Animations [1] and [2] are based on \((M+N+M)\times(M+N+M)\times(M+N+M)\) arrays, where \(M = 5\) and \(N = 3\). To test parallel scaling, a larger model, with \(M = 5\) and \(N = 20\), was used. This resulted in the total number of 27000 bodies, of which the inner 8000 was modeled using \(2\times2\times2\) finite element meshes in Solfec-1.0. The total number of Solfec-1.0 bodies was 10408, which includes the additional layer of 2408 rigid bodies, providing an overlap with the Parmec submodel. In order to provide a stiffer support for the larger, \(20\times20\times20\), inner array of bodies, the spring stifness and damping coefficients in the Parmec submodel were multiplied by 10. One second runs with time step of 5E-4s were performed. None of the remaining parameters of the model were changed. Animation [3] depicts the motion of this larger model.

[3]ParaView animation of the 30x30x30 array with N=20. A part of the Parmec model is hidden so that the inner 20x20x20 Solfec-1.0 array can be seen; this also helps to visualize interaction between the Parmec and Solfec-1.0 submodels.

Table 28 summarises the parallel runtimes. Total speedup of 3.87 was achieved using 192 CPU cores, versus the baseline single cluster node run on 24 CPU cores. Intel Xeon E5–2600 CPU based nodes were used, with 24 cores per node and InfiniBand 1 x 56 Gb/s FDR interconnect. We note, that only the inner \(20\times20\times20\) Solfec-1.0 array was parallelized using MPI; the entire Parmec model (the remaining 19000 bodies) was run on MPI rank 0 process, utilising task based parallelism (in all cases all 24 cores of the single node were used).

Table 28 Example hybrid-solver3 (M=5,N=20): runtime scaling.
CPU cores 24 48 96 192
Runtime [h] 1.82 1.09 0.69 0.47

Animation [4] depicts load balancing of contact points within Solfec-1.0 submodel. The inner \(20\times20\times20\) array generates up to 100k contact points on average, as seen in Fig. 59. Table 29 summarises the minimum, average and maximum numbers of bodies and contact points for 24–192 MPI rank (CPU cores) runs. Solfec-1.0 utilizes a single geometrical partitioning in order to balance together the bodies and the contact points. Contact points are favoured in the load balancing due to the higher computational work related to their processing. Table 30 shows that contact update, detection, solution and assembling of the local dynamics take up the majority of the computational time. The remaining time is spent in load balancing. In this example, Solfec-1.0 solves an implicit frictional contact problem of varying size at every time step. Fig. 59 depicts the time history of the number of contact points over the one second duration of the simulation.

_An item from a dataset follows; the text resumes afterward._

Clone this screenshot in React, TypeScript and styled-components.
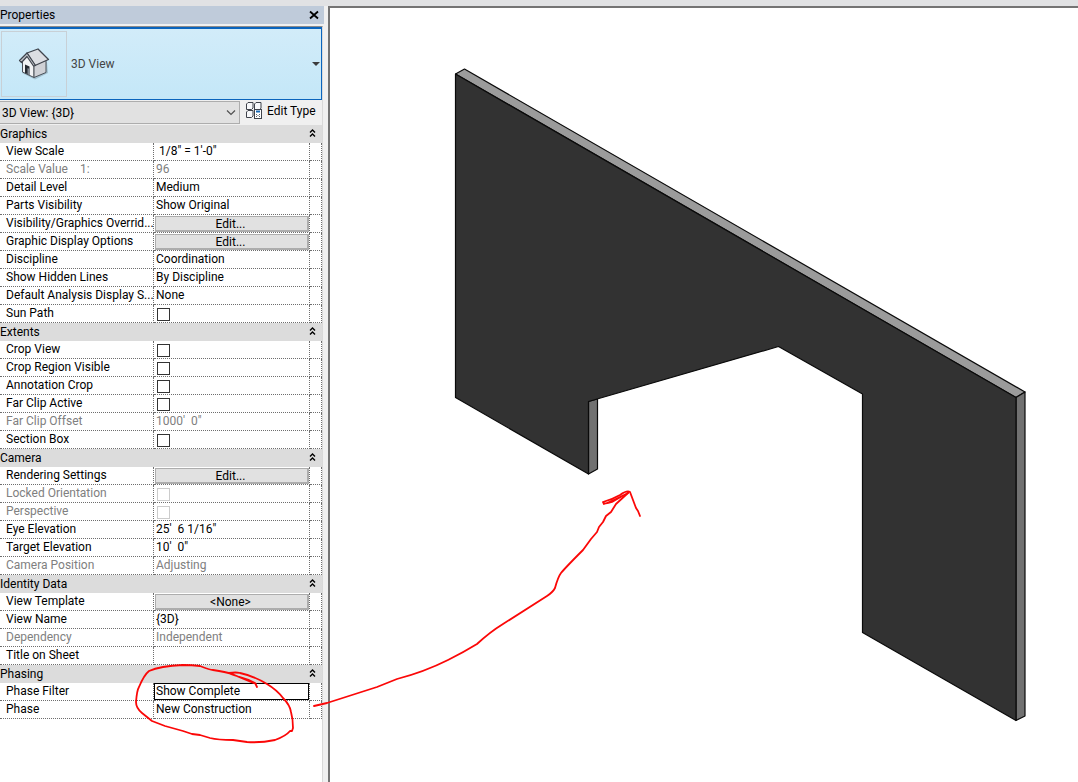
import React, { useState } from "react";
import styled, { createGlobalStyle } from "styled-components";

const GlobalStyle = createGlobalStyle`
  * { box-sizing: border-box; }
  body {
    margin: 0;
    background: #f0f0f0;
    color: #000;
    font: 12px/16px Roboto, "Open Sans", sans-serif;
  }
  button, input, select { font: inherit; color: inherit; }
`;

const Shell = styled.div`
  position: relative;
  display: flex;
  flex-direction: column;
  min-height: 100vh;
  overflow: hidden;
`;

const ToolbarEdge = styled.div`
  height: 6px;
  background: #e1e2e4;
`;

const Workspace = styled.main`
  flex: 1;
  display: flex;
  gap: 4px;
`;

const Palette = styled.aside`
  flex: none;
  width: 324px;
  display: flex;
  flex-direction: column;
`;

const TitleBar = styled.header`
  display: flex;
  align-items: center;
  justify-content: space-between;
  height: 18px;
  padding-right: 5px;
  background: #bfcbda;
`;

const Title = styled.h1`
  margin: 0;
  font-size: 12px;
  font-weight: 400;
  line-height: 18px;
`;

const CloseButton = styled.button`
  display: flex;
  padding: 0;
  border: 0;
  background: none;
`;

const PaletteBody = styled.div`
  flex: 1;
  display: flex;
  flex-direction: column;
  width: 323px;
  margin-top: 2px;
  border-top: 1px solid #8c8c8c;
  border-right: 1px solid #d9d9d9;
`;

const TypeSelector = styled.button`
  display: flex;
  align-items: center;
  gap: 4px;
  width: 100%;
  height: 73px;
  padding: 0 1px 0 0;
  border: 1px solid #0a64bd;
  border-left: 0;
  border-top-width: 2px;
  background: linear-gradient(#d2ecf9, #c4e7f8);
  color: #444;
  text-align: left;
`;

const Thumbnail = styled.span`
  display: flex;
  align-items: center;
  justify-content: center;
  width: 66px;
  height: 66px;
  margin-left: 1px;
  border: 1px solid #c8d0d6;
`;

const TypeName = styled.span`
  flex: 1;
`;

const FilterBar = styled.div`
  display: flex;
  align-items: center;
  gap: 6px;
  height: 25px;
`;

const InstanceField = styled.div`
  position: relative;
  display: flex;
  width: 240px;
`;

const InstanceSelect = styled.select`
  appearance: none;
  width: 100%;
  height: 23px;
  padding: 0 20px 0 2px;
  border: 1px solid #adadad;
  border-left: 0;
  border-radius: 0;
  background: #e1e1e1;
`;

const SelectArrow = styled.svg`
  position: absolute;
  right: 4px;
  top: 9px;
  pointer-events: none;
`;

const EditTypeButton = styled.button`
  display: flex;
  align-items: center;
  gap: 5px;
  padding: 0 0 4px;
  border: 0;
  background: none;
`;

const GridArea = styled.div`
  flex: 1;
  background: #fff;
`;

const PropertyGrid = styled.table`
  width: 322px;
  table-layout: fixed;
  border-spacing: 0;
`;

const GroupCell = styled.th`
  height: 18px;
  padding: 0;
  background: #dcdcdc;
  font-weight: 400;
`;

const GroupToggle = styled.button`
  display: flex;
  align-items: center;
  justify-content: space-between;
  width: 100%;
  height: 18px;
  padding: 0 6px 0 0;
  border: 0;
  background: none;
`;

const cellLine = "1px dotted #6e6e6e";

const NameCell = styled.th<{ $muted?: boolean }>`
  height: 18px;
  padding: 0 0 1px 6px;
  border-right: ${cellLine};
  border-bottom: ${cellLine};
  color: ${(p) => (p.$muted ? "#808080" : "#000")};
  font-weight: 400;
  line-height: 16px;
  text-align: left;
  white-space: pre;
`;

const ValueCell = styled.td`
  height: 18px;
  padding: 0;
  border-right: ${cellLine};
  border-bottom: ${cellLine};
  line-height: 16px;
`;

const ValueBox = styled.div<{ $active?: boolean }>`
  display: flex;
  align-items: flex-start;
  height: 17px;
  outline: ${(p) => (p.$active ? "1px solid #000" : "none")};
  outline-offset: ${(p) => (p.$active ? "-1px" : "0")};
`;

const TextValue = styled.input`
  width: 100%;
  height: 16px;
  padding: 0 0 0 2px;
  border: 0;
  background: none;
  outline: none;
  &:disabled { color: #808080; }
`;

const ChoiceValue = styled.select`
  appearance: none;
  width: 100%;
  height: 16px;
  padding: 0 0 0 2px;
  border: 0;
  background: none;
  outline: none;
  opacity: 1;
  &:disabled { color: #808080; opacity: 1; }
`;

const GridButton = styled.button`
  width: 100%;
  height: 16px;
  margin: 1px 0 0 1px;
  padding: 0 2px 0 0;
  border: 1px solid #adadad;
  border-right-width: 2px;
  border-bottom-width: 2px;
  background: #e1e1e1;
  line-height: 14px;
`;

const CheckValue = styled.input`
  appearance: none;
  width: 13px;
  height: 13px;
  margin: 3px 0 0 3px;
  border: 1px solid #333;
  background: #fff;
  &:checked { background: #333; box-shadow: inset 0 0 0 2px #fff; }
  &:disabled { border-color: #ccc; }
`;

const DrawingArea = styled.section`
  flex: 1;
  min-width: 0;
  overflow: hidden;
  border-top: 2px solid #747474;
  border-left: 2px solid #747474;
  background: #fff;
`;

const Model = styled.svg`
  display: block;
`;

const Markup = styled.svg`
  position: absolute;
  left: 0;
  top: 0;
  pointer-events: none;
`;

type Kind = "text" | "choice" | "button" | "check";
interface Property {
  name: string;
  kind: Kind;
  value?: string;
  muted?: boolean;
  active?: boolean;
}
interface Group {
  title: string;
  items: Property[];
}

const groups: Group[] = [
  {
    title: "Graphics",
    items: [
      { name: "View Scale", kind: "choice", value: "\u00a01/8\" = 1'-0\"" },
      { name: "Scale Value    1:", kind: "text", value: "96", muted: true },
      { name: "Detail Level", kind: "choice", value: "Medium" },
      { name: "Parts Visibility", kind: "choice", value: "Show Original" },
      { name: "Visibility/Graphics Overrid...", kind: "button", value: "Edit..." },
      { name: "Graphic Display Options", kind: "button", value: "Edit..." },
      { name: "Discipline", kind: "choice", value: "Coordination" },
      { name: "Show Hidden Lines", kind: "choice", value: "By Discipline" },
      { name: "Default Analysis Display S...", kind: "choice", value: "None" },
      { name: "Sun Path", kind: "check" },
    ],
  },
  {
    title: "Extents",
    items: [
      { name: "Crop View", kind: "check" },
      { name: "Crop Region Visible", kind: "check" },
      { name: "Annotation Crop", kind: "check" },
      { name: "Far Clip Active", kind: "check" },
      { name: "Far Clip Offset", kind: "text", value: "1000'  0\"", muted: true },
      { name: "Section Box", kind: "check" },
    ],
  },
  {
    title: "Camera",
    items: [
      { name: "Rendering Settings", kind: "button", value: "Edit..." },
      { name: "Locked Orientation", kind: "check", muted: true },
      { name: "Perspective", kind: "check", muted: true },
      { name: "Eye Elevation", kind: "text", value: "25'  6 1/16\"" },
      { name: "Target Elevation", kind: "text", value: "10'  0\"" },
      { name: "Camera Position", kind: "text", value: "Adjusting", muted: true },
    ],
  },
  {
    title: "Identity Data",
    items: [
      { name: "View Template", kind: "button", value: "<None>" },
      { name: "View Name", kind: "text", value: "{3D}" },
      { name: "Dependency", kind: "text", value: "Independent", muted: true },
      { name: "Title on Sheet", kind: "text", value: "" },
    ],
  },
  {
    title: "Phasing",
    items: [
      { name: "Phase Filter", kind: "choice", value: "Show Complete", active: true },
      { name: "Phase", kind: "choice", value: "New Construction" },
    ],
  },
];

function HouseIcon() {
  return (
    <svg width="32" height="32" viewBox="0 0 32 32" aria-hidden="true">
      <path d="M4 14 L4 25 L17 31.500 L30 25 L29 14 Z" fill="#6f8796" opacity="0.4" />
      <path d="M4.500 13 L9 7 L16 16 V29.500 L4.500 24 Z" fill="#f1f2f4" stroke="#4a5059" strokeLinejoin="round" />
      <path d="M16 17 L28 12 V24.500 L16 29.500 Z" fill="#cfd1d6" stroke="#4a5059" strokeLinejoin="round" />
      <path d="M9 5 L20 1 L30.500 11.500 L17 17.500 Z" fill="#dcdee3" stroke="#3f444d" strokeWidth="1.300" strokeLinejoin="round" />
      <path d="M9 5 L1.500 12.500 L3.500 14.500 L9 8.500 L15.500 18 L17.500 17.500 Z" fill="#bfc2c9" stroke="#3f444d" strokeWidth="1.200" strokeLinejoin="round" />
      <path d="M7 16.500 L11.500 18.500 V27 L7 25 Z" fill="#262a31" />
      <path d="M9.500 20 L11.500 21 V27 L9.500 26 Z" fill="#858b95" />
    </svg>
  );
}

function EditTypeIcon() {
  return (
    <svg width="16" height="17" viewBox="0 0 16 17" fill="none" stroke="#3f434b" aria-hidden="true">
      <path d="M.5 2 L2 .5 H7 V6 L5.500 7.500 H.5 Z M8.500 2 L10 .5 H15 V6 L14 7.500 H8.500 Z M.5 10 L2 8.500 H7 V14 L5.500 15.500 H.5 Z" fill="#f7f8fa" />
      <rect x="8.500" y="7.500" width="7" height="9" fill="#fff" />
      <path d="M10 9.500 H14" stroke="#1669b5" strokeWidth="2" />
      <path d="M10 12.500 H11 M13 12.500 H14 M11.500 13.500 H12.500 M10 14.500 H11 M13 14.500 H14" stroke="#5e636b" />
    </svg>
  );
}

function CollapseIcon() {
  return (
    <svg width="7" height="10" viewBox="0 0 7 10" fill="none" stroke="#000" strokeWidth="1.400" aria-hidden="true">
      <path d="M1 3.500 L3.500 1 L6 3.500 M1 7.500 L3.500 5 L6 7.500" />
    </svg>
  );
}

function PropertyValue({ item, id }: { item: Property; id: string }) {
  const [value, setValue] = useState(item.value ?? "");
  const [checked, setChecked] = useState(false);
  if (item.kind === "button") return <GridButton id={id} type="button">{item.value}</GridButton>;
  if (item.kind === "check")
    return (
      <CheckValue id={id} type="checkbox" checked={checked} disabled={item.muted} onChange={(e) => setChecked(e.target.checked)} />
    );
  if (item.kind === "choice")
    return (
      <ChoiceValue id={id} value={value} disabled={item.muted} onChange={(e) => setValue(e.target.value)}>
        <option value={item.value}>{item.value}</option>
      </ChoiceValue>
    );
  return <TextValue id={id} type="text" value={value} disabled={item.muted} onChange={(e) => setValue(e.target.value)} />;
}

function PropertyGroup({ group }: { group: Group }) {
  const [open, setOpen] = useState(true);
  return (
    <tbody>
      <tr>
        <GroupCell colSpan={3} scope="rowgroup">
          <GroupToggle type="button" aria-expanded={open} onClick={() => setOpen(!open)}>
            {group.title}
            <CollapseIcon />
          </GroupToggle>
        </GroupCell>
      </tr>
      {open &&
        group.items.map((item) => {
          const id = item.name.toLowerCase().replace(/[^a-z]+/g, "-");
          return (
            <tr key={id}>
              <NameCell scope="row" $muted={item.muted}>
                <label htmlFor={id}>{item.name}</label>
              </NameCell>
              <ValueCell>
                <ValueBox $active={item.active}>
                  <PropertyValue item={item} id={id} />
                </ValueBox>
              </ValueCell>
              <ValueCell />
            </tr>
          );
        })}
    </tbody>
  );
}

function WallModel() {
  return (
    <Model width="748" height="774" viewBox="330 8 748 774" role="img" aria-label="Wall in 3D view">
      <g stroke="#0a0a0a" strokeWidth="1.200" strokeLinejoin="round">
        <path d="M455.500 74 L464.500 69 L1025 392 L1016 397.500 Z" fill="#9b9b9b" />
        <path d="M1016 397.500 L1025 392 V716 L1016 720.500 Z" fill="#717171" />
        <path d="M588.500 401.500 L597.500 399 V469 L588.500 474 Z" fill="#717171" />
        <path d="M455.500 74 L1016 397.500 V720.500 L862.500 632.500 V394 L778.500 346.500 L588.500 401.500 V474 L455.500 397.500 Z" fill="#323232" />
      </g>
    </Model>
  );
}

function RedMarkup() {
  return (
    <Markup width="1078" height="782" viewBox="0 0 1078 782" fill="none" stroke="#fb0707" strokeWidth="1.800" strokeLinecap="round" strokeLinejoin="round" aria-hidden="true">
      <path d="M257 687 L255 683 Q248 679 240 677 Q229 674 229 673 Q236 672 240 673 Q254 676 267 684 Q277 690 283 698 Q290 705 291 712 Q293 719 293 728 L292 731 L290 731 Q286 736 275 740 Q261 743 247 742 L233 740 Q218 740 210 738 L200 735 L192 734 L183 731 L165 726 L152 721 L142 713 Q136 708 136 702 Q137 690 139 687 Q144 675 149 671 Q160 666 183 665 Q192 665 200 666 Q210 670 213 670 Q226 672 232 674 Q246 680 256 684" />
      <path d="M314 706 L327 703 L377 687 L397 679 Q424 672 448 660 Q464 652 477 644 Q490 632 503 624 L547 596 Q553 592 555 588 Q558 577 561 573 Q566 567 583 550 L591 539 L597 532 L599 527 L603 522 L606 516 L611 512 L616 504 L628 493" />
      <path d="M628 493 Q611 502 604 504 L603 502 Q611 500 620 495 Q627 490 630 492 L633 500 L636 508 L638 511 L640 516 M628 493 Q617 499 612 502 Q606 504 604 503" />
    </Markup>
  );
}

export default function App() {
  return (
    <Shell>
      <GlobalStyle />
      <ToolbarEdge />
      <Workspace>
        <Palette>
          <TitleBar>
            <Title>Properties</Title>
            <CloseButton type="button" aria-label="Close">
              <svg width="10" height="10" viewBox="0 0 10 10" stroke="#000" strokeWidth="1.800" aria-hidden="true">
                <path d="M1 1.500 L9 8.500 M9 1.500 L1 8.500" />
              </svg>
            </CloseButton>
          </TitleBar>
          <PaletteBody>
            <TypeSelector type="button">
              <Thumbnail>
                <HouseIcon />
              </Thumbnail>
              <TypeName>3D View</TypeName>
              <svg width="8" height="4" viewBox="0 0 8 4" aria-hidden="true">
                <path d="M0 0 H8 L4 4 Z" fill="#3c3c3c" />
              </svg>
            </TypeSelector>
            <FilterBar>
              <InstanceField>
                <InstanceSelect aria-label="Instance" defaultValue="3d">
                  <option value="3d">3D View: {"{3D}"}</option>
                </InstanceSelect>
                <SelectArrow width="10" height="6" viewBox="0 0 10 6" fill="none" stroke="#505050" aria-hidden="true">
                  <path d="M1 .5 L5 4.500 L9 .5" strokeWidth="1.200" />
                </SelectArrow>
              </InstanceField>
              <EditTypeButton type="button">
                <EditTypeIcon />
                Edit Type
              </EditTypeButton>
            </FilterBar>
            <GridArea>
              <PropertyGrid aria-label="View properties">
                <colgroup>
                  <col width="154" />
                  <col width="156" />
                  <col width="12" />
                </colgroup>
                {groups.map((group) => (
                  <PropertyGroup key={group.title} group={group} />
                ))}
              </PropertyGrid>
            </GridArea>
          </PaletteBody>
        </Palette>
        <DrawingArea>
          <WallModel />
        </DrawingArea>
      </Workspace>
      <RedMarkup />
    </Shell>
  );
}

[4]Solfec-1.0 viewer based animation of load balancing for the 30x30x30 model with N=20. Contact points are colored according to processor rank for the 48 CPU cores based parallel run. Solfec-1.0 utilizes dynamic load balancing in order maintain parallel balance.

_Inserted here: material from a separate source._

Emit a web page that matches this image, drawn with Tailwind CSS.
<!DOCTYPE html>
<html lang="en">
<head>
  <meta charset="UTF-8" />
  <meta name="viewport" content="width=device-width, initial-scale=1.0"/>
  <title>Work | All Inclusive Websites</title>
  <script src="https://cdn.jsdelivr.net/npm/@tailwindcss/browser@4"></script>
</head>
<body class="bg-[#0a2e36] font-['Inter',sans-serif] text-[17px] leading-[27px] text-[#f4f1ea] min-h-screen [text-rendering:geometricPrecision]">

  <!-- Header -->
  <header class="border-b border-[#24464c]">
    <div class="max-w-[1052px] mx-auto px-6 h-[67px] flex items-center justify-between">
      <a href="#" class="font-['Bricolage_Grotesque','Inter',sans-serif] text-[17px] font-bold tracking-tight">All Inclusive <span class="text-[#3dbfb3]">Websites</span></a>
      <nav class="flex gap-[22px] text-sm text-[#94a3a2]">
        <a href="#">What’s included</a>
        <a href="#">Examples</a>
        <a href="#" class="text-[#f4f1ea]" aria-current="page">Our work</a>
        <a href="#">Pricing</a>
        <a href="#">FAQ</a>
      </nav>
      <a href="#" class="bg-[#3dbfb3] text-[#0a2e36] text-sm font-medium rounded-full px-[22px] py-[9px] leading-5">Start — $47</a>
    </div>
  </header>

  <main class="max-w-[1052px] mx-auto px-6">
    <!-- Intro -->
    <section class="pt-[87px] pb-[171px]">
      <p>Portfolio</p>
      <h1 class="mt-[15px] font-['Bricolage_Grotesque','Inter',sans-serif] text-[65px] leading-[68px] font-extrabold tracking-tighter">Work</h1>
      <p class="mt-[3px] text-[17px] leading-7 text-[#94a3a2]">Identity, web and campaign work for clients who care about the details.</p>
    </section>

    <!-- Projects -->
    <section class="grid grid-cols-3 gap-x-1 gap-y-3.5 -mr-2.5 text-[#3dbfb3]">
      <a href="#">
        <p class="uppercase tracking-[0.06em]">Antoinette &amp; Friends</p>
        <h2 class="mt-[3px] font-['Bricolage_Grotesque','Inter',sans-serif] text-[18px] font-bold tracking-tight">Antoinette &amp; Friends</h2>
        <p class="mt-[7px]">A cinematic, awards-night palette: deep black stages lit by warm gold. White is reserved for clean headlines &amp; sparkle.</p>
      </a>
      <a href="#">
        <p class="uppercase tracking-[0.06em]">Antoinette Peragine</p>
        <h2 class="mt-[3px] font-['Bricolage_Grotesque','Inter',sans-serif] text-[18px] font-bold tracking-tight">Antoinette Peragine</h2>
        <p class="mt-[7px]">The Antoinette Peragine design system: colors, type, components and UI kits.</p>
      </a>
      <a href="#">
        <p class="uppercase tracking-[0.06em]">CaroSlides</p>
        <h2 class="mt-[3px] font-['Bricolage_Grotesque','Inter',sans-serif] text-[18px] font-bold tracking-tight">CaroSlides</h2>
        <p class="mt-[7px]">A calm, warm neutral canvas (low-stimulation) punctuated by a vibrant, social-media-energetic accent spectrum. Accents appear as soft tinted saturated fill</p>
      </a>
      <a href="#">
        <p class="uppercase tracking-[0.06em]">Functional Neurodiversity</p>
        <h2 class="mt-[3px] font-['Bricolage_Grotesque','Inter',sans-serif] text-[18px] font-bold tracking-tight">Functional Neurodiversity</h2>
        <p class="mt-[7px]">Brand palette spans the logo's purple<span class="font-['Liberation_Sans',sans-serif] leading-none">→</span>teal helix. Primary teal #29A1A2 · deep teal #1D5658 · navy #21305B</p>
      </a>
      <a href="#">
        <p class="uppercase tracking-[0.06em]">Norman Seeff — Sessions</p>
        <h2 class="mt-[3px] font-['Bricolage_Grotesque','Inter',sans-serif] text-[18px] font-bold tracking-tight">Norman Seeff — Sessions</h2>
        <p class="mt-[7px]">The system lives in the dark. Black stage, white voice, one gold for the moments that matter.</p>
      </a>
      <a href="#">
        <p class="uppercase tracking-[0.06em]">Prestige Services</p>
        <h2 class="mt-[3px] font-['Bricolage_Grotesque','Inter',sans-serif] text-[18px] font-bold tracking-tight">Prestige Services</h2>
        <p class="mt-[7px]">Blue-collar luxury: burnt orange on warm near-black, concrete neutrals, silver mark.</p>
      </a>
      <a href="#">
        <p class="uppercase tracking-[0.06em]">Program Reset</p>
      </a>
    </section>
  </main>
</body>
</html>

Table 29 Example hybrid-solver3 (M=5,N=20): body and contact point count statistics per MPI rank.
CPU cores 24 48 96 192
Body min 250 109 49 17
Body avg 433 216 108 54
Body max 687 383 220 132
Contact min 1421 731 394 183
Contact avg 1651 873 485 249
Contact max 1874 1033 609 342

Table 30 Example hybrid-solver3 (M=5,N=20): average computational task share percentage (%).
CPU cores 24 48 96 192
Time integration 18.0 13.8 11.0 8.8
Contact update 8.3 10.3 11.4 12.7
Contact detection 8.5 7.8 7.1 5.6
Local dynamics 14.6 14.3 14.1 13.3
Contact solution 21.1 19.5 19.4 16.3
Load balancing 29.5 34.3 36.9 43.1


Fig. 59 Example hybrid-solver3 (M=5,N=20): time history of the contact points count.